Question

In a simple electric circuit, Ohm's law states that $$V = IR$$, where $$\mathrm{V}$$ is the voltage in volts, I is the current in amperes, and $$\mathrm{R}$$ is the resistance in ohms. Assume that, as the battery wears out, the voltage decreases at 0.03 volts per second and, as the resistor heats up, the resistance is increasing at 0.02 ohms per second. When the resistance is 100 ohms and the current is 0.02 amperes, at what rate is the current changing? {answer_brackets} amperes per second .

Answer

**step1 Calculate the Initial Voltage**

Before calculating the rate of change of current, we first need to determine the initial voltage in the circuit using Ohm's Law, given the initial current and resistance.

$$V = I \times R$$

Substitute the given current (I = 0.02 amperes) and resistance (R = 100 ohms) into the formula:

$$V = 0.02 \text{ A} \times 100 \text{ \Omega} = 2 \text{ V}$$

**step2 Formulate the Relationship of Rates of Change**

Ohm's Law states that voltage (V) is the product of current (I) and resistance (R). When both current and resistance are changing over time, the total rate at which the voltage changes is determined by how much voltage changes due to current, and how much voltage changes due to resistance.
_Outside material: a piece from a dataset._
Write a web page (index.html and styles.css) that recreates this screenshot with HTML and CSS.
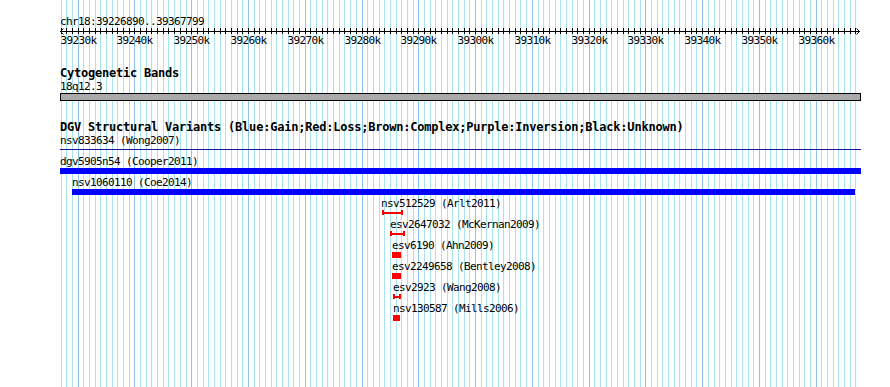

This can be expressed as the sum of two parts: the rate of change of current multiplied by the current resistance, and the rate of change of resistance multiplied by the current current.

$$\text{Rate of change of V} = (\text{Rate of change of I} \times \text{Resistance}) + (\text{Current} \times \text{Rate of change of R})$$

Using standard notation for rates of change over time (e.g., $$\frac{\text{dV}}{\text{dt}}$$ for the rate of change of V), the relationship is:

$$\frac{\text{dV}}{\text{dt}} = \frac{\text{dI}}{\text{dt}} \times R + I \times \frac{\text{dR}}{\text{dt}}$$

**step3 Substitute Known Values into the Rate Equation**

Now, substitute the known values into the equation from Step 2. We are given the following:

Rate of voltage decrease ($$\frac{\text{dV}}{\text{dt}}$$) = -0.03 V/s (negative because it decreases)

Rate of resistance increase ($$\frac{\text{dR}}{\text{dt}}$$) = 0.02 $$\Omega$$/s

Current (I) at the specific moment = 0.02 A

Resistance (R) at the specific moment = 100 $$\Omega$$

We need to find the rate of current change ($$\frac{\text{dI}}{\text{dt}}$$).

$$-0.03 = \frac{\text{dI}}{\text{dt}} \times 100 + 0.02 \times 0.02$$

**step4 Simplify the Equation**

First, calculate the product on the right side of the equation:

$$0.02 \times 0.02 = 0.0004$$

Now, rewrite the equation with the calculated value:

$$-0.03 = \frac{\text{dI}}{\text{dt}} \times 100 + 0.0004$$

**step5 Isolate the Term for Rate of Change of Current**

To find $$\frac{\text{dI}}{\text{dt}}$$, we need to get the term $$\frac{\text{dI}}{\text{dt}} \times 100$$ by itself on one side of the equation. Subtract 0.0004 from both sides of the equation:

$$-0.03 - 0.0004 = \frac{\text{dI}}{\text{dt}} \times 100$$

Perform the subtraction on the left side:

$$-0.0304 = \frac{\text{dI}}{\text{dt}} \times 100$$

**step6 Calculate the Rate of Current Change**

Finally, divide both sides of the equation by 100 to solve for the rate of current change ($$\frac{\text{dI}}{\text{dt}}$$).

$$\frac{\text{dI}}{\text{dt}} = \frac{-0.0304}{100}$$

$$\frac{\text{dI}}{\text{dt}} = -0.000304 \text{ A/s}$$

The negative sign indicates that the current is decreasing.